| Your objective |
Return all lines from the listing below in which the string "Reproduce" occurs.

| Dataset |
** Start **

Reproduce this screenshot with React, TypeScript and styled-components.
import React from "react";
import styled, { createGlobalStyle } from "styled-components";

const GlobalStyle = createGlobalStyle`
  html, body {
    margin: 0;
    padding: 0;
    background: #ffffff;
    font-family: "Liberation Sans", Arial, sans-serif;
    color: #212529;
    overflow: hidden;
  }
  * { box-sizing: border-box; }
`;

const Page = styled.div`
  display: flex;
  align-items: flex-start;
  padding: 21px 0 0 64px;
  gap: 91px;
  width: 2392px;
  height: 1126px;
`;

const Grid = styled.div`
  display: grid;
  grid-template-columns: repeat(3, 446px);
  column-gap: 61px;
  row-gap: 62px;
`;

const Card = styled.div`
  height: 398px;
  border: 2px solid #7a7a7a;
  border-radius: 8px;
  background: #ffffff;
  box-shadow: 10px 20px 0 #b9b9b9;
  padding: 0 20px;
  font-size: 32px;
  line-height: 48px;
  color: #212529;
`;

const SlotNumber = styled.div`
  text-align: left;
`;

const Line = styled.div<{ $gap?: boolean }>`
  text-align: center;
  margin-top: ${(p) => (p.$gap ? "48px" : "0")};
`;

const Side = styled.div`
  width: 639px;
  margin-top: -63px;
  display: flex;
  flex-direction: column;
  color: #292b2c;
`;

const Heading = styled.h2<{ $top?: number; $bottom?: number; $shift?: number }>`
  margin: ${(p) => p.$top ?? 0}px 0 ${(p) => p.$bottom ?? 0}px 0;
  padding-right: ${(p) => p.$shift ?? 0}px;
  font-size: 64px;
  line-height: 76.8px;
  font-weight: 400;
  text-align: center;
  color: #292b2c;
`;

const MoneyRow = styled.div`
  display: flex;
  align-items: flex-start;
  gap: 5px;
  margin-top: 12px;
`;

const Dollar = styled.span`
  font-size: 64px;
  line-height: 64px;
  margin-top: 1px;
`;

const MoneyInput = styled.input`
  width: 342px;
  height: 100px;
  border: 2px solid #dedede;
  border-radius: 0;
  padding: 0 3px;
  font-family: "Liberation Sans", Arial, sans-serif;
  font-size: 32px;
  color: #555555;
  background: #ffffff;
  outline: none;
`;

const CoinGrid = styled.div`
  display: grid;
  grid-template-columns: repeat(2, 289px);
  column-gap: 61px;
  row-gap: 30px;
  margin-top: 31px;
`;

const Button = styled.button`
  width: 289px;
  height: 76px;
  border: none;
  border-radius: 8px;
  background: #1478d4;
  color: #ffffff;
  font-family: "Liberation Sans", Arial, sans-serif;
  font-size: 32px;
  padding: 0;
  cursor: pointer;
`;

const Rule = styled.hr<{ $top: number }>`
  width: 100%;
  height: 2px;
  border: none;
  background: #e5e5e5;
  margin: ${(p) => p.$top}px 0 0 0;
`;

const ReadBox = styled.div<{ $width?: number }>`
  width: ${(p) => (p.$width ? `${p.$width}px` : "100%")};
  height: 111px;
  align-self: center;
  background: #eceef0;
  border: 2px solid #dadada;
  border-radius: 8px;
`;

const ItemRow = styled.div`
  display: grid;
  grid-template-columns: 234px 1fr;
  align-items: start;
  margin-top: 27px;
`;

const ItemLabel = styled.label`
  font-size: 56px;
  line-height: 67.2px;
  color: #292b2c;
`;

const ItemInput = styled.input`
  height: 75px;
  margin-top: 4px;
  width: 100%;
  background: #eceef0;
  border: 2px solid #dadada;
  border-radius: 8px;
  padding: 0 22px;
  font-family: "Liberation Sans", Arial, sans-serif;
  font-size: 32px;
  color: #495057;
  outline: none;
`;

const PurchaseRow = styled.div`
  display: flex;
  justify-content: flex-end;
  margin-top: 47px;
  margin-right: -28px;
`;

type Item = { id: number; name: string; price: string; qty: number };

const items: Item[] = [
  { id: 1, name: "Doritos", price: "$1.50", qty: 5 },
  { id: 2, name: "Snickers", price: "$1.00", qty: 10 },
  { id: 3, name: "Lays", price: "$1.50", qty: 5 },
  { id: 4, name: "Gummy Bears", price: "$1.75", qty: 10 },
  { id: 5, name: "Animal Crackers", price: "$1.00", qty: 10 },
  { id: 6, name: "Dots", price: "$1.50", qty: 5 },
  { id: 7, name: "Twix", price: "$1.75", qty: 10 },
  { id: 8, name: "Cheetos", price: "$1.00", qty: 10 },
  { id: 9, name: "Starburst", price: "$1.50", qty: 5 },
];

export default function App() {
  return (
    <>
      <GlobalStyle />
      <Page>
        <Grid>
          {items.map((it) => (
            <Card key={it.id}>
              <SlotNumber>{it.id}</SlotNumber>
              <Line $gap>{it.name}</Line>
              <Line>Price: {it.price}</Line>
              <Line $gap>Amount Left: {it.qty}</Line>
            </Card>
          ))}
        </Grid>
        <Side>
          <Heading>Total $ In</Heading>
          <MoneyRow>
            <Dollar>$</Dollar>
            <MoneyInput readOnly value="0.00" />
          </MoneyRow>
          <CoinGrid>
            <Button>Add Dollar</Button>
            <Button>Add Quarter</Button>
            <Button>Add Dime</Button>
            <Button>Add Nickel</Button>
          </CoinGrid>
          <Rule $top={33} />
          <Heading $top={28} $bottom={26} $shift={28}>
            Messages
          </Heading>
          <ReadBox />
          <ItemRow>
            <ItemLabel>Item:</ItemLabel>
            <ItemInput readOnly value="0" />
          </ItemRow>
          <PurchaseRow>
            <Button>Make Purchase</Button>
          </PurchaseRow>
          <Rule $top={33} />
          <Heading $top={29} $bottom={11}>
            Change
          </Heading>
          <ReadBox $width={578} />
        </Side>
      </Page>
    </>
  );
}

** End **
** Start **

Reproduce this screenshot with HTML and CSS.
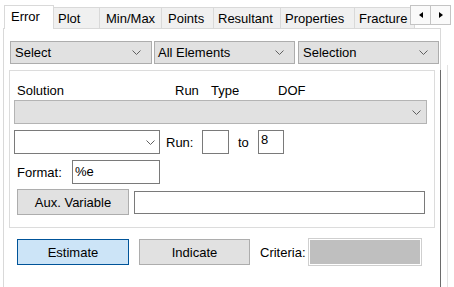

** End **

| Solution for this exercise |
Reproduce this screenshot with React, TypeScript and styled-components.
Reproduce this screenshot with HTML and CSS.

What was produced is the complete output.